Dataset extract —
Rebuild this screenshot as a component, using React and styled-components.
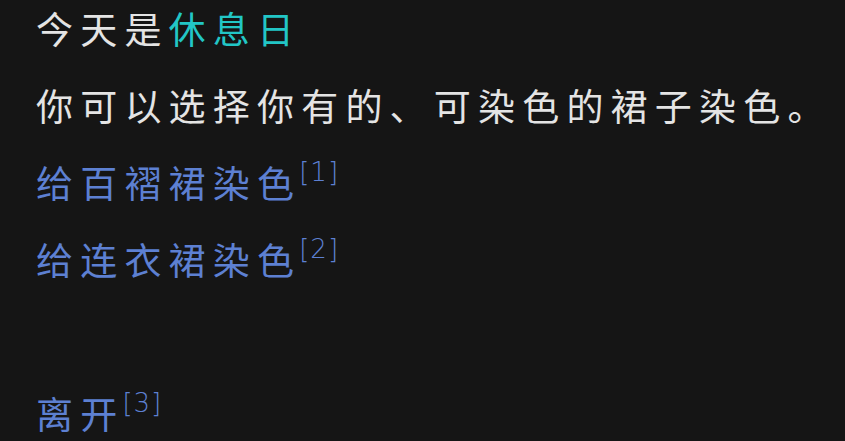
import styled, { createGlobalStyle } from "styled-components";

const GlobalStyle = createGlobalStyle`
  html, body {
    margin: 0;
    background: #151515;
  }
`;

const Page = styled.div`
  min-height: 441px;
  padding: 0 36px;
  margin-top: -10px;
  background: #151515;
  color: #e4e4e4;
  font-family: "Noto Sans CJK SC", "Noto Sans", sans-serif;
  font-size: 37px;
  font-weight: 400;
  letter-spacing: 7.2px;
  overflow: hidden;
`;

const Line = styled.p`
  margin: 0;
  height: 77px;
  line-height: 77px;
  white-space: nowrap;
`;

const Accent = styled.span`
  color: #22c6c6;
`;

const Choice = styled.a`
  color: #5d80d2;
  text-decoration: none;
  cursor: pointer;
`;

const Note = styled.sup`
  font-size: 26px;
  letter-spacing: 1px;
  vertical-align: 0;
  position: relative;
  top: -17px;
  margin-left: -2px;
  font-family: "DejaVu Sans", sans-serif;
  font-weight: 300;
`;

const choices = [
  { id: 1, label: "给百褶裙染色" },
  { id: 2, label: "给连衣裙染色" },
];

export default function App() {
  return (
    <>
      <GlobalStyle />
      <Page>
        <Line>
          今天是<Accent>休息日</Accent>
        </Line>
        <Line>你可以选择你有的、可染色的裙子染色。</Line>
        {choices.map((c) => (
          <Line key={c.id}>
            <Choice>
              {c.label}
              <Note>[{c.id}]</Note>
            </Choice>
          </Line>
        ))}
        <Line />
        <Line>
          <Choice>
            离开<Note>[3]</Note>
          </Choice>
        </Line>
      </Page>
    </>
  );
}
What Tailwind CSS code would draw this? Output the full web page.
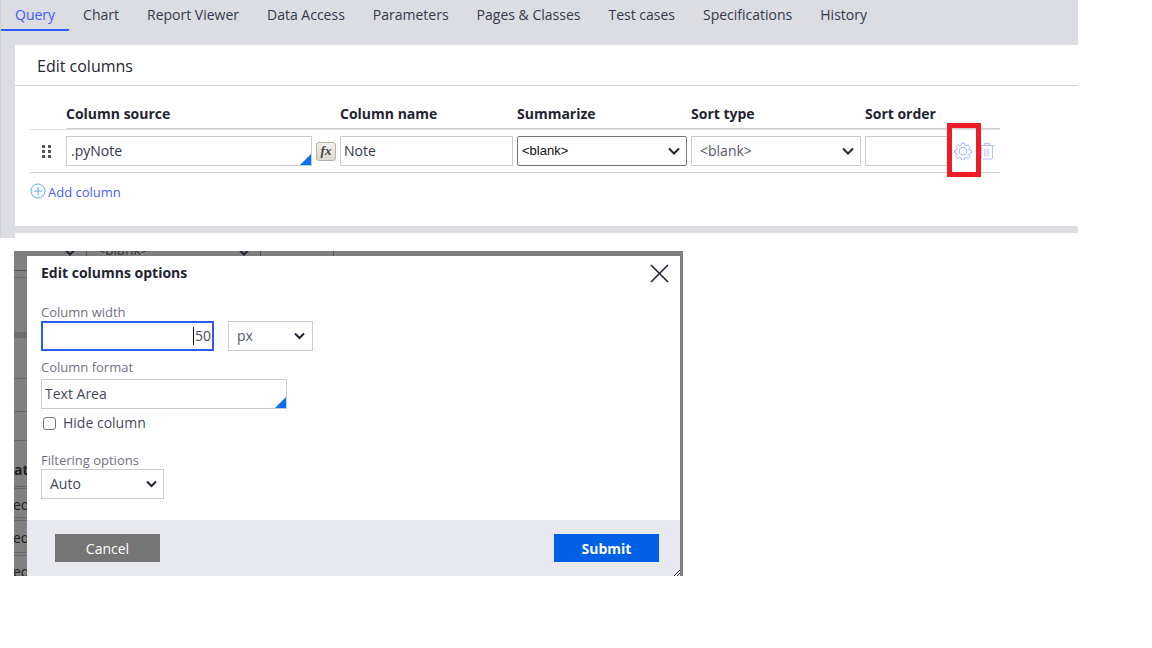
<!DOCTYPE html>
<html lang="en">

<head>
    <meta charset="UTF-8">
    <title>Edit columns</title>
    <script src="https://cdn.jsdelivr.net/npm/@tailwindcss/browser@4"></script>
</head>

<body class="bg-white font-['Open_Sans',sans-serif] text-sm text-[#1f2433] h-[648px] overflow-hidden relative">
    <div class="w-[1078px] h-[238px] bg-[#dcdde2] border-l border-[#cfd0d6] flex flex-col">
        <!-- Tabs -->
        <nav class="flex h-[45px] items-start text-[#33384a]">
            <a class="h-[31px] px-[14px] pt-[5px] border-b-2 border-[#2f5bff] text-[#3d5bff]">Query</a>
            <a class="h-[31px] px-[14px] pt-[5px]">Chart</a>
            <a class="h-[31px] px-[14px] pt-[5px]">Report Viewer</a>
            <a class="h-[31px] px-[14px] pt-[5px]">Data Access</a>
            <a class="h-[31px] px-[14px] pt-[5px]">Parameters</a>
            <a class="h-[31px] px-[14px] pt-[5px]">Pages &amp; Classes</a>
            <a class="h-[31px] px-[14px] pt-[5px]">Test cases</a>
            <a class="h-[31px] px-[14px] pt-[5px]">Specifications</a>
            <a class="h-[31px] px-[14px] pt-[5px]">History</a>
        </nav>

        <section class="ml-[14px] h-[181px] bg-white">
            <h2 class="h-[41px] pl-[22px] pt-[9px] text-base font-medium border-b border-[#cfd0d8]">Edit columns</h2>

            <div class="ml-[15px] w-[970px] relative">
                <div class="grid grid-cols-[36px_274px_177px_174px_174px_135px] h-[42px] pt-[18px] font-bold leading-[20px]">
                    <span></span>
                    <span class="col-start-2">Column source</span>
                    <span>Column name</span>
                    <span>Summarize</span>
                    <span>Sort type</span>
                    <span>Sort order</span>
                </div>
                <div class="ml-[36px] h-[2px] bg-[#cfcfcf]"></div>
                <div class="grid grid-cols-[36px_274px_177px_174px_174px_135px] items-center h-[44px] border-y border-t-[#e0e0e0] border-b-[#d2d2d2] -mt-[1px]">
                    <!-- drag handle -->
                    <svg class="ml-[12px]" width="10" height="14" viewBox="0 0 10 14" fill="#555">
                        <rect x="0" y="1" width="3" height="3" />
                        <rect x="6" y="1" width="3" height="3" />
                        <rect x="0" y="6" width="3" height="3" />
                        <rect x="6" y="6" width="3" height="3" />
                        <rect x="0" y="11" width="3" height="3" />
                        <rect x="6" y="11" width="3" height="3" />
                    </svg>
                    <div class="flex items-center">
                        <div class="relative w-[246px] h-[30px] border border-[#ccc] px-[4px] leading-[28px] text-[#33384a]">
                            .pyNote
                            <span class="absolute right-0 bottom-0 w-0 h-0 border-l-[11px] border-l-transparent border-b-[11px] border-b-[#0b6ff0]"></span>
                        </div>
                        <button class="ml-[4px] w-[20px] h-[19px] rounded-[3px] border border-[#b5b2aa] bg-linear-to-b from-[#f2f0ea] to-[#dcd8ce] font-['Liberation_Serif',serif] italic font-bold text-[13px] leading-[16px] text-[#444]">fx</button>
                    </div>
                    <div class="w-[173px] h-[30px] border border-[#ccc] px-[3px] leading-[28px] text-[#33384a]">Note</div>
                    <div class="relative w-[170px] h-[30px] border border-[#777] rounded-[2px] pl-[4px] leading-[27px] text-[13px] font-['Liberation_Sans',sans-serif] text-[#111]">
                        &lt;blank&gt;
                        <svg class="absolute right-[6px] top-[10px]" width="12" height="8" viewBox="0 0 12 8" fill="none" stroke="#1f2433" stroke-width="2"><path d="M1 1.5l5 5 5-5" /></svg>
                    </div>
                    <div class="relative w-[170px] h-[30px] border border-[#ccc] pl-[8px] leading-[28px] text-[#555a68]">
                        &lt;blank&gt;
                        <svg class="absolute right-[6px] top-[10px]" width="12" height="8" viewBox="0 0 12 8" fill="none" stroke="#1f2433" stroke-width="2"><path d="M1 1.5l5 5 5-5" /></svg>
                    </div>
                    <div class="flex items-center">
                        <div class="w-[87px] h-[30px] border border-[#ccc]"></div>
                        <!-- gear -->
                        <svg class="w-[18px] h-[18px] ml-[2px]" viewBox="0 0 24 24" fill="none" stroke="#9fb0ff" stroke-width="1.4" stroke-linejoin="round">
                            <circle cx="12" cy="12" r="5" />
                            <path d="M10.2 1.8h3.6l.6 3 2.2 1 2.6-1.6 2.5 2.5-1.6 2.6 1 2.2 3 .6v3.6l-3 .6-1 2.2 1.6 2.6-2.5 2.5-2.6-1.6-2.2 1-.6 3h-3.6l-.6-3-2.2-1-2.6 1.6-2.5-2.5 1.6-2.6-1-2.2-3-.6v-3.6l3-.6 1-2.2-1.6-2.6 2.5-2.5 2.6 1.6 2.2-1z" transform="translate(12 12) scale(.95) translate(-12 -13)" />
                        </svg>
                        <!-- trash -->
                        <svg class="w-[16px] h-[18px] ml-[7px]" viewBox="0 0 16 18" fill="none" stroke="#b0bdff" stroke-width="1">
                            <path d="M1 3.5h14M5.5 3.5v-2h5v2M2.5 3.5v12.5a1 1 0 0 0 1 1h9a1 1 0 0 0 1-1v-12.5" />
                            <path d="M5.5 6.5v8M7 6.5v8M8.5 6.5v8M10 6.5v8" stroke="#cfd7ff" />
                        </svg>
                    </div>
                </div>
                <!-- highlight put on the screenshot -->
                <div class="absolute left-[917px] top-[37px] w-[34px] h-[54px] border-[5px] border-[#ee1c25]"></div>

                <div class="flex items-center h-[38px] text-[13px] text-[#4a5cff]">
                    <svg class="mb-[3px]" width="16" height="16" viewBox="0 0 16 16" fill="none" stroke="#5aaed8" stroke-width="1">
                        <circle cx="8" cy="8" r="7" />
                        <path d="M8 4v8M4 8h8" />
                    </svg>
                    <span class="ml-[2px]">Add column</span>
                </div>
            </div>
        </section>

        <div class="ml-[14px] mt-[7px] flex-1 bg-white"></div>
    </div>

    <!-- Modal -->
    <div class="absolute left-[14px] top-[251px] w-[669px] h-[325px] bg-[#808080] flex flex-col pr-[3px]">
        <!-- page showing behind the modal -->
        <div class="h-[5px] shrink-0 overflow-hidden flex text-[#333] leading-[20px]">
            <div class="flex gap-[10px] -mt-[11px] ml-[50px]">
                <svg class="mt-[8px]" width="12" height="8" viewBox="0 0 12 8" fill="none" stroke="#1f2433" stroke-width="2"><path d="M1 1.5l5 5 5-5" /></svg>
                <span class="w-px h-[20px] bg-[#555]"></span>
                <span class="w-[131px]">&lt;blank&gt;</span>
                <svg class="mt-[8px]" width="12" height="8" viewBox="0 0 12 8" fill="none" stroke="#1f2433" stroke-width="2"><path d="M1 1.5l5 5 5-5" /></svg>
                <span class="w-px h-[20px] bg-[#555]"></span>
                <span class="w-px h-[20px] bg-[#555] ml-[62px]"></span>
            </div>
        </div>
        <div class="flex flex-1 min-h-0">
            <div class="w-[13px] overflow-hidden text-[#222] leading-[20px] whitespace-nowrap">
                <div class="mt-[14px] h-px bg-[#555]"></div>
                <div class="mt-[6px] h-px bg-[#6a6a6a]"></div>
                <div class="mt-[54px] h-[6px] bg-[#6e6e72]"></div>
                <div class="mt-[40px] h-px bg-[#666]"></div>
                <div class="mt-[32px] h-px bg-[#666]"></div>
                <div class="mt-[28px] h-px bg-[#666]"></div>
                <div class="mt-[19px] h-[20px] font-bold">at</div>
                <div class="mt-[6px] h-[3px] border-y border-[#666]"></div>
                <div class="mt-[6px] h-[20px] -ml-px">eq</div>
                <div class="mt-[2px] h-[4px] border-y border-[#666]"></div>
                <div class="mt-[7px] h-[20px] -ml-px">eq</div>
                <div class="mt-[4px] h-[4px] border-y border-[#666]"></div>
                <div class="mt-[6px] h-[20px] -ml-px">eq</div>
            </div>

            <div class="flex-1 bg-white flex flex-col relative">
                <div class="flex-1 pl-[14px]">
                    <div class="flex justify-between pr-[11px] pt-[7px] h-[27px]">
                        <h3 class="font-bold leading-[20px]">Edit columns options</h3>
                        <svg class="w-[19px] h-[19px] mt-[1px]" viewBox="0 0 19 19" fill="none" stroke="#1a2233" stroke-width="1.6"><path d="M1 1l17 17M18 1L1 18" /></svg>
                    </div>

                    <label class="block mt-[20px] h-[18px] leading-[18px] text-[13px] text-[#6f7380]">Column width</label>
                    <div class="flex gap-[14px]">
                        <div class="w-[173px] h-[30px] border-2 border-[#2a5cf5] flex justify-end items-center pr-[1px] text-[#444a5a]">
                            <span class="w-px h-[18px] bg-[#111] mr-px"></span>50
                        </div>
                        <div class="w-[85px] h-[30px] border border-[#ccc] pl-[8px] pr-[7px] flex justify-between items-center text-[#555a68]">
                            px
                            <svg width="11" height="8" viewBox="0 0 11 8" fill="none" stroke="#1f2433" stroke-width="2"><path d="M1 1.5l4.5 4.5 4.5-4.5" /></svg>
                        </div>
                    </div>

                    <label class="block mt-[7px] mb-[3px] h-[18px] leading-[18px] text-[13px] text-[#6f7380]">Column format</label>
                    <div class="relative w-[246px] h-[30px] border border-[#ccc] px-[3px] leading-[28px] text-[#444a5a]">
                        Text Area
                        <span class="absolute right-0 bottom-0 w-0 h-0 border-l-[11px] border-l-transparent border-b-[11px] border-b-[#0b6ff0]"></span>
                    </div>

                    <div class="flex items-center mt-[4px] h-[20px] ml-[2px] text-[#444a5a]">
                        <span class="w-[13px] h-[13px] rounded-[3px] border border-[#777] bg-white"></span>
                        <span class="ml-[7px]">Hide column</span>
                    </div>

                    <label class="block mt-[18px] h-[18px] leading-[18px] text-[13px] text-[#6f7380]">Filtering options</label>
                    <div class="w-[123px] h-[30px] border border-[#ccc] pl-[8px] pr-[6px] flex justify-between items-center text-[#444a5a]">
                        Auto
                        <svg width="11" height="8" viewBox="0 0 11 8" fill="none" stroke="#1f2433" stroke-width="2"><path d="M1 1.5l4.5 4.5 4.5-4.5" /></svg>
                    </div>
                </div>

                <div class="h-[56px] bg-[#e8e9ee] flex justify-between pl-[28px] pr-[21px] pt-[14px]">
                    <button class="w-[105px] h-[28px] pt-px bg-[#757575] text-white">Cancel</button>
                    <button class="w-[105px] h-[28px] pt-px bg-[#0060e6] text-white font-bold">Submit</button>
                </div>
                <!-- resize grip -->
                <svg class="absolute right-0 bottom-0" width="6" height="6" viewBox="0 0 6 6" stroke="#333" stroke-width="1"><path d="M0 6l6-6M3 6l3-3" /></svg>
            </div>
        </div>
    </div>
</body>

</html>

Exercise —
Gather all lines where the word "styled" appears.

Response —
Rebuild this screenshot as a component, using React and styled-components.
import styled, { createGlobalStyle } from "styled-components";
const Page = styled.div`
const Line = styled.p`
const Accent = styled.span`
const Choice = styled.a`
const Note = styled.sup`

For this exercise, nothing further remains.